Downregulation of cellular proteins by HIV-1 Vpu alleles. (A) CEM-CD4⁺ cells were transduced with GFP-marked lentiviral vectors expressing Vpu alleles. A mutant form of Vpu (Vpu-S52, 56N), incapable of downregulating CD4, was used as control. After 48 h, transduced cells were sorted using the GFP signal and subjected to Western blot to assess CD4 expression level by Vpu alleles (n = 3). (B) CEM-CD4⁺ cells were transduced with GFP-marked lentiviral vectors expressing Vpu alleles. GFP-positive cells were sorted after 48 h and analyzed using Western blot to assess downregulation of SNAT1 by Vpu alleles (n = 3). Asterisks indicate significant differences of subtype A Vpu alleles compared with NL4.3 Vpu. (C) Vpu alleles were tested for their ability to downregulates HLA-C on the cell surface of CEM-CD4⁺ cells transduced with GFP-marked lentiviral vectors. The bar graph shows summary of 3 independent experiments. Asterisks indicate significant differences of subtype A Vpu compared with NL4.3 Vpu.

Figure 3

Downregulation of surface tetherin and enhancing virus release by Vpu alleles. (A) CEM-CD4⁺ cells were transduced with GFP-marked lentiviral vectors for expression of Vpu alleles. After 48 h, surface expression of tetherin was measured in the GFP-positive transduced cells (n = 3). (B) HeLa cells were cotransfected with HIV-1 ∆Vpu/Nef and expression vectors for expression of Vpu alleles. After 48 h, cell lysates and supernatants were analyzed using Western blot. Fold increase in virus release was calculated by quantifying the signal density of cell-free p24 in the supernatant. (C) HeLa cells were cotransfected with HIV-1 ∆Vpu/Nef and expression vectors for expression of the WT Vpu (NL4.3) or the mutant Vpu (S52,56N).

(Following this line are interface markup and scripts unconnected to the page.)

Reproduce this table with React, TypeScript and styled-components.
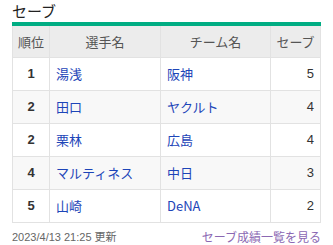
import * as React from 'react';
import styled, { createGlobalStyle } from 'styled-components';

const GlobalStyle = createGlobalStyle`
  body {
    margin: 0;
    background: #fff;
    font-family: "Noto Sans CJK JP", "Liberation Sans", sans-serif;
  }
`;

interface IRow {
  rank: number;
  player: string;
  team: string;
  saves: number;
}

const rows: IRow[] = [
  { rank: 1, player: '湯浅', team: '阪神', saves: 5 },
  { rank: 2, player: '田口', team: 'ヤクルト', saves: 4 },
  { rank: 2, player: '栗林', team: '広島', saves: 4 },
  { rank: 4, player: 'マルティネス', team: '中日', saves: 3 },
  { rank: 5, player: '山崎', team: 'DeNA', saves: 2 },
];

const Wrapper = styled.div`
  width: 308px;
  padding: 0 12px;
`;

const Title = styled.h2`
  margin: 0;
  height: 22px;
  font-size: 15px;
  font-weight: normal;
  line-height: 22px;
  color: #222;
`;

const Table = styled.table`
  width: 308px;
  border-collapse: collapse;
  border-top: 4px solid #00ad83;
  table-layout: fixed;
  font-size: 13px;
`;

const Head = styled.th`
  height: 31px;
  padding: 0;
  background: #ececec;
  color: #555;
  font-weight: normal;
  text-align: center;
  white-space: nowrap;
  line-height: 16px;
  border: 1px solid #e2e2e2;
  border-top: none;
`;

const Row = styled.tr<{ $striped: boolean }>`
  background: ${(p) => (p.$striped ? '#f8f8f8' : '#fff')};
`;

const Cell = styled.td<{ $align?: string; $bold?: boolean }>`
  height: 32px;
  padding: 0 6px;
  line-height: 16px;
  border: 1px solid #e2e2e2;
  white-space: nowrap;
  text-align: ${(p) => p.$align || 'left'};
  font-weight: ${(p) => (p.$bold ? 'bold' : 'normal')};
  font-family: "Liberation Sans", "Noto Sans CJK JP", sans-serif;
  color: #333;
`;

const Link = styled.a`
  color: #1d45b8;
  text-decoration: none;
  font-family: "Noto Sans CJK JP", sans-serif;
`;

const Footer = styled.div`
  display: flex;
  justify-content: space-between;
  align-items: center;
  height: 26px;
`;

const Updated = styled.span`
  font-size: 11px;
  color: #666;
  font-family: "Liberation Sans", "Noto Sans CJK JP", sans-serif;
`;

const MoreLink = styled.a`
  font-size: 12px;
  color: #8b68b3;
  text-decoration: none;
  margin-right: -1px;
`;

export default function App() {
  return (
    <Wrapper>
      <GlobalStyle />
      <Title>セーブ</Title>
      <Table>
        <colgroup>
          <col style={{ width: 37 }} />
          <col style={{ width: 111 }} />
          <col style={{ width: 110 }} />
          <col style={{ width: 50 }} />
        </colgroup>
        <thead>
          <tr>
            <Head>順位</Head>
            <Head>選手名</Head>
            <Head>チーム名</Head>
            <Head>セーブ</Head>
          </tr>
        </thead>
        <tbody>
          {rows.map((row, index) => (
            <Row key={index} $striped={index % 2 === 1}>
              <Cell $align="center" $bold>{row.rank}</Cell>
              <Cell><Link href="#">{row.player}</Link></Cell>
              <Cell><Link href="#">{row.team}</Link></Cell>
              <Cell $align="right">{row.saves}</Cell>
            </Row>
          ))}
        </tbody>
      </Table>
      <Footer>
        <Updated>2023/4/13 21:25 更新</Updated>
        <MoreLink href="#">セーブ成績一覧を見る</MoreLink>
      </Footer>
    </Wrapper>
  );
}
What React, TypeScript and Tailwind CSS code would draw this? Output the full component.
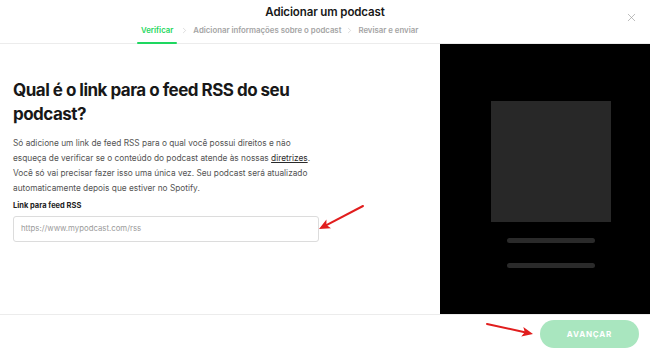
import React from 'react';
import { X, ChevronRight } from 'lucide-react';

const font = { fontFamily: 'Inter, "Noto Sans", sans-serif' };

const Arrow: React.FC<{ x1: number; y1: number; x2: number; y2: number }> = ({ x1, y1, x2, y2 }) => {
  const angle = Math.atan2(y2 - y1, x2 - x1);
  const len = 12;
  const spread = 0.42;
  const ax = x2 - len * Math.cos(angle - spread);
  const ay = y2 - len * Math.sin(angle - spread);
  const bx = x2 - len * Math.cos(angle + spread);
  const by = y2 - len * Math.sin(angle + spread);
  const mx = x2 - len * 0.7 * Math.cos(angle);
  const my = y2 - len * 0.7 * Math.sin(angle);
  return (
    <g>
      <line x1={x1} y1={y1} x2={mx} y2={my} stroke="#e11d1d" strokeWidth={2} strokeLinecap="round" />
      <polygon points={`${x2},${y2} ${ax},${ay} ${mx},${my} ${bx},${by}`} fill="#e11d1d" />
    </g>
  );
};

const App: React.FC = () => {
  return (
    <div className="relative w-[650px] h-[353px] bg-white flex flex-col overflow-hidden text-[#181818]" style={font}>
      {/* Header */}
      <header className="relative h-[44px] border-b border-[#ececec] flex flex-col">
        <h1 className="mt-[4px] self-center text-[11.5px] font-semibold leading-[16px] tracking-[-0.01em]">Adicionar um podcast</h1>
        <nav className="mt-[5px] ml-[137px] flex items-center h-[19px] text-[7.8px] font-semibold text-[#a4a4a4]">
          <span className="relative h-full flex items-start px-[4px] text-[#1ed760]">
            Verificar
            <span className="absolute left-0 right-0 bottom-[-1px] h-[2px] bg-[#1ed760] rounded-full" />
          </span>
          <ChevronRight size={9} strokeWidth={1.5} className="mx-[3px] mb-[8px] text-[#c4c4c4]" />
          <span className="h-full flex items-start px-[1px]">Adicionar informações sobre o podcast</span>
          <ChevronRight size={9} strokeWidth={1.5} className="mx-[3px] mb-[8px] text-[#c4c4c4]" />
          <span className="h-full flex items-start px-[1px]">Revisar e enviar</span>
        </nav>
        <button className="absolute right-[12px] top-[11px] text-[#9a9a9a]">
          <X size={13} strokeWidth={1.2} />
        </button>
      </header>

      {/* Body */}
      <main className="flex flex-1">
        <section className="flex-1 pl-[13px] pr-[20px] pt-[34px]">
          <h2 className="text-[17px] font-bold leading-[24px] tracking-[-0.03em] w-[300px]">
            Qual é o link para o feed RSS do seu podcast?
          </h2>
          <p className="mt-[10px] text-[8.3px] leading-[15px] text-[#535353] w-[305px]">
            Só adicione um link de feed RSS para o qual você possui direitos e não esqueça de verificar se o conteúdo do podcast atende às nossas{' '}
            <span className="underline text-[#2a2a2a]">diretrizes</span>. Você só vai precisar fazer isso uma única vez. Seu podcast será atualizado automaticamente depois que estiver no Spotify.
          </p>
          <label className="block mt-[4px] text-[7.5px] font-bold text-[#222]">Link para feed RSS</label>
          <div className="mt-[5px] w-[306px] h-[26px] border border-[#dcdcdc] rounded-[3px] flex items-center px-[7px]">
            <span className="text-[7.8px] text-[#9b9b9b]">https://www.mypodcast.com/rss</span>
          </div>
        </section>
        <aside className="w-[210px] bg-black flex flex-col items-center pt-[57px] pl-[12px]">
          <div className="w-[120px] h-[121px] bg-[#282828]" />
          <div className="mt-[16px] w-[88px] h-[5px] rounded-full bg-[#2a2a2a]" />
          <div className="mt-[20px] w-[88px] h-[5px] rounded-full bg-[#2a2a2a]" />
        </aside>
      </main>

      {/* Footer */}
      <footer className="h-[39px] border-t border-[#ececec] flex items-center justify-end pr-[11px]">
        <button className="w-[99px] h-[28px] rounded-full bg-[#a9e6bf] text-white text-[8px] font-bold tracking-[0.1em]">
          AVANÇAR
        </button>
      </footer>

      {/* Annotations */}
      <svg className="absolute inset-0 pointer-events-none" width={650} height={353}>
        <Arrow x1={363} y1={206} x2={319} y2={229} />
        <Arrow x1={487} y1={324} x2={533} y2={334} />
      </svg>
    </div>
  );
};

export default App;
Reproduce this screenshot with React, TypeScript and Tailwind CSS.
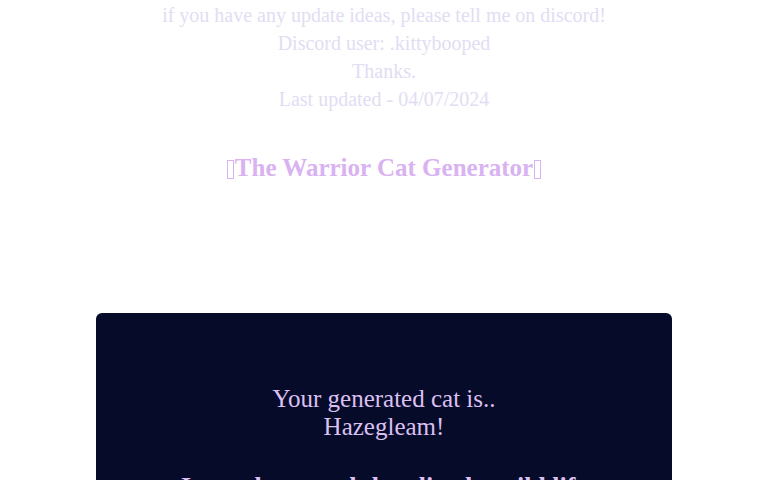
export default function App() {
  const box = (
    <span className="inline-block w-[7px] h-[19px] border border-[#d9b2f2] align-[-3px] mx-[1px]" />
  );
  return (
    <div className="min-h-screen bg-white font-['Liberation_Serif',serif] text-center">
      <div className="pt-[1px] text-[20px] leading-[28px] text-[#e2ddf3]">
        <p>if you have any update ideas, please tell me on discord!</p>
        <p>Discord user: .kittybooped</p>
        <p>Thanks.</p>
        <p>Last updated - 04/07/2024</p>
      </div>
      <h1 className="mt-[41px] text-[25px] leading-[28px] font-bold text-[#d9b2f2]">
        {box}The Warrior Cat Generator{box}
      </h1>
      <div className="h-[131px]" />
      <div className="mx-auto w-[576px] rounded-[6px] bg-[#050b28] pt-[72px] pb-[40px] text-[#dcc0f2]">
        <p className="text-[25px] leading-[28px]">
          Your generated cat is..
          <br />
          Hazegleam!
        </p>
        <p className="mt-[30px] px-6 text-[26px] leading-[32px] font-bold">
          It was born and then lived a wild life
        </p>
      </div>
    </div>
  );
}
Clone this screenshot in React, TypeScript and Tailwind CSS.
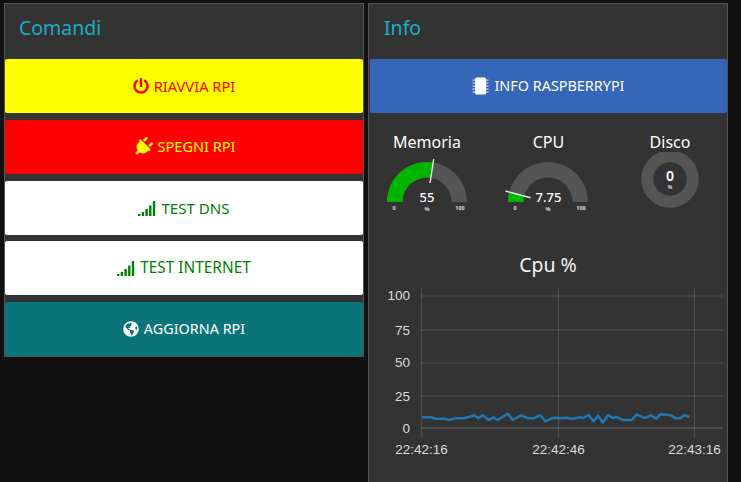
import React from "react";
import { FaPowerOff, FaPlug, FaGlobeAmericas } from "react-icons/fa";

const Signal = () => (
  <svg width="18" height="15" viewBox="0 0 18 15" className="shrink-0" fill="currentColor">
    <rect x="0" y="13" width="2.4" height="2" />
    <rect x="3.7" y="11" width="2.4" height="4" />
    <rect x="7.4" y="8" width="2.4" height="7" />
    <rect x="11.1" y="4.5" width="2.4" height="10.5" />
    <rect x="14.8" y="0" width="2.4" height="15" />
  </svg>
);

const Chip = () => (
  <svg width="17" height="18" viewBox="0 0 17 18" className="shrink-0" fill="#ffffff">
    <rect x="3" y="0.5" width="11" height="17" rx="1.5" />
    {[2.5, 5.5, 8.5, 11.5, 14.5].map((y) => (
      <g key={y} fillOpacity="0.75">
        <rect x="0.5" y={y} width="2.5" height="1.2" />
        <rect x="14" y={y} width="2.5" height="1.2" />
      </g>
    ))}
  </svg>
);

type BtnProps = { cls: string; icon: React.ReactNode; label: string };
const Btn = ({ cls, icon, label }: BtnProps) => (
  <button className={"h-[54px] w-full rounded-[2px] flex items-center justify-center gap-[5px] " + cls}>
    {icon}
    <span>{label}</span>
  </button>
);

const sector = (cx: number, cy: number, ro: number, ri: number, a0: number, a1: number) => {
  const p = (r: number, a: number) => {
    const t = Math.PI - (a * Math.PI) / 180;
    return `${(cx + r * Math.cos(t)).toFixed(2)} ${(cy - r * Math.sin(t)).toFixed(2)}`;
  };
  return `M${p(ro, a0)} A${ro} ${ro} 0 0 1 ${p(ro, a1)} L${p(ri, a1)} A${ri} ${ri} 0 0 0 ${p(ri, a0)} Z`;
};

type GaugeProps = { cx: number; deg: number; value: string; needle: [number, number, number, number]; valueX: number };
const Gauge = ({ cx, deg, value, needle, valueX }: GaugeProps) => (
  <svg width="100" height="62" viewBox="0 0 100 62">
    <path d={sector(cx, 50, 40, 24.5, 0, 180)} fill="#555555" />
    <path d={sector(cx, 50, 40, 24.5, 0, deg)} fill="#00B500" />
    <line x1={needle[0]} y1={needle[1]} x2={needle[2]} y2={needle[3]} stroke="#e8e8e8" strokeWidth="1.4" />
    <text x={valueX} y="49.5" textAnchor="middle" fontSize="13" fontWeight="500" fill="#fff">{value}</text>
    <text x={cx - 33} y="58" textAnchor="middle" fontSize="5.5" fontWeight="700" fill="#ddd">0</text>
    <text x={cx} y="58.5" textAnchor="middle" fontSize="5.5" fontWeight="700" fill="#ddd">%</text>
    <text x={cx + 33} y="58" textAnchor="middle" fontSize="5.5" fontWeight="700" fill="#ddd">100</text>
  </svg>
);

const raw1 = [[18,52],[45,52],[60,56],[85,56],[100,60],[118,55],[145,55],[175,46],[187,55],[200,46],[218,60],[232,52],[245,60],[275,41],[290,60],[316,46],[335,55],[352,55],[373,46],[388,64],[410,54]];
const raw2 = [[0,53],[10,55],[30,53],[50,56],[70,52],[82,54],[98,45],[112,64],[127,47],[140,68],[157,45],[170,54],[183,51],[200,60],[228,60],[242,43],[265,54],[285,46],[300,56],[313,43],[345,46],[358,55],[372,55],[385,46],[400,51]];
const linePoints = [
  ...raw1.map(([x, y]) => `${(415 + x / 3).toFixed(1)},${(400 + y / 3).toFixed(1)}`),
  ...raw2.map(([x, y]) => `${(555 + x / 3).toFixed(1)},${(400 + y / 3).toFixed(1)}`),
].join(" ");

const Chart = () => (
  <svg width="358" height="202" viewBox="369 280 358 202" className="block" fontFamily="'Liberation Sans', Arial, sans-serif">
    {[420.5, 557.5, 693.5].map((x) => (
      <line key={x} x1={x} x2={x} y1="288" y2="438" stroke="#ffffff" strokeOpacity="0.12" strokeWidth="1.3" />
    ))}
    {[296, 330, 363, 396].map((y) => (
      <line key={y} x1="420" x2="722" y1={y} y2={y} stroke="#ffffff" strokeOpacity="0.09" strokeWidth="1.6" />
    ))}
    <line x1="420" x2="722" y1="428" y2="428" stroke="#ffffff" strokeOpacity="0.18" strokeWidth="1.6" />
    {[["100", 300], ["75", 335], ["50", 367], ["25", 401], ["0", 433]].map(([t, y]) => (
      <text key={t} x="409" y={y} textAnchor="end" fontSize="13.5" fill="#dcdcdc">{t}</text>
    ))}
    {[["22:42:16", 420.5], ["22:42:46", 557.5], ["22:43:16", 693.5]].map(([t, x]) => (
      <text key={t} x={x} y="454" textAnchor="middle" fontSize="13.5" fill="#dcdcdc">{t}</text>
    ))}
    <polyline points={linePoints} fill="none" stroke="#1f77b4" strokeWidth="2.5" strokeLinejoin="round" />
  </svg>
);

export default function App() {
  return (
    <div
      className="h-[482px] w-[741px] overflow-hidden bg-[#111111] flex items-start gap-[4px] pl-[4px] pt-[3px] text-white"
      style={{ fontFamily: "'Noto Sans', sans-serif" }}
    >
      <section className="w-[360px] h-[354px] bg-[#333333] border border-[#555555] flex flex-col">
        <h2 className="h-[55px] pl-[14px] pt-[9px] text-[19.5px] leading-[30px] text-[#17b0c5]">Comandi</h2>
        <Btn cls="text-[14.7px] bg-[#ffff00] text-[#ff0000]" icon={<FaPowerOff size={16} />} label="RIAVVIA RPI" />
        <div className="mt-[7px]">
          <Btn cls="text-[14.5px] bg-[#ff0000] text-[#ffff00]" icon={<FaPlug size={20} className="rotate-45" />} label="SPEGNI RPI" />
        </div>
        <div className="mt-[7px]">
          <Btn cls="text-[15.1px] bg-white text-[#008000]" icon={<Signal />} label="TEST DNS" />
        </div>
        <div className="mt-[6px]">
          <Btn cls="text-[15.4px] bg-white text-[#008000]" icon={<Signal />} label="TEST INTERNET" />
        </div>
        <div className="mt-[7px]">
          <Btn cls="text-[14.4px] bg-[#097479] text-white" icon={<FaGlobeAmericas size={16} />} label="AGGIORNA RPI" />
        </div>
      </section>

      <section className="w-[360px] h-[490px] bg-[#333333] border border-[#555555] flex flex-col pl-px">
        <h2 className="h-[55px] pl-[14px] pt-[9px] text-[19.5px] leading-[30px] text-[#17b0c5]">Info</h2>
        <Btn cls="text-[14.4px] bg-[#3566b8] text-white" icon={<Chip />} label="INFO RASPBERRYPI" />
        <div className="mt-[19px] px-[7px] flex justify-between">
          <div className="w-[100px] flex flex-col items-center">
            <div className="text-[16px] leading-[20px]">Memoria</div>
            <Gauge cx={50} deg={99} value="55" needle={[53, 31, 56.7, 7]} valueX={50} />
          </div>
          <div className="w-[100px] flex flex-col items-center">
            <div className="text-[16px] leading-[20px]">CPU</div>
            <Gauge cx={49} deg={13.95} value="7.75" needle={[31.5, 45.7, 6.5, 39]} valueX={49.5} />
          </div>
          <div className="w-[100px] flex flex-col items-center">
            <div className="text-[16px] leading-[20px]">Disco</div>
            <svg width="100" height="62" viewBox="0 0 100 62">
              <circle cx="50" cy="27" r="22.7" fill="none" stroke="#555555" strokeWidth="12" />
              <text x="50" y="28.5" textAnchor="middle" fontSize="14" fontWeight="600" fill="#fff">0</text>
              <text x="50" y="37" textAnchor="middle" fontSize="5" fontWeight="700" fill="#ddd">%</text>
            </svg>
          </div>
        </div>
        <div className="mt-[36px] h-[30px] text-center text-[19.5px] leading-[30px] text-[#f2f2f2] -ml-px">Cpu %</div>
        <Chart />
      </section>
    </div>
  );
}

Cell lysates and supernatants were analyzed as described for (B).

Figure 4

Inhibition of NF-kB by Vpu alleles. HEK293T cells were cotransfected with a vector for expression of MAVS as inducer of NF-kB and a firefly luciferase reporter construct controlled by five NF-kB binding sites. After 12 h, cells were transduced with lentiviral vectors for expression of Vpu alleles or empty vector as control (n = 3). Luciferase activities were measured 36 h post-transduction. Luciferase activity of the empty vector in the presence of the MAVS inducer was set on 100% as the control. Luciferase activities of other samples were calculated based on the control.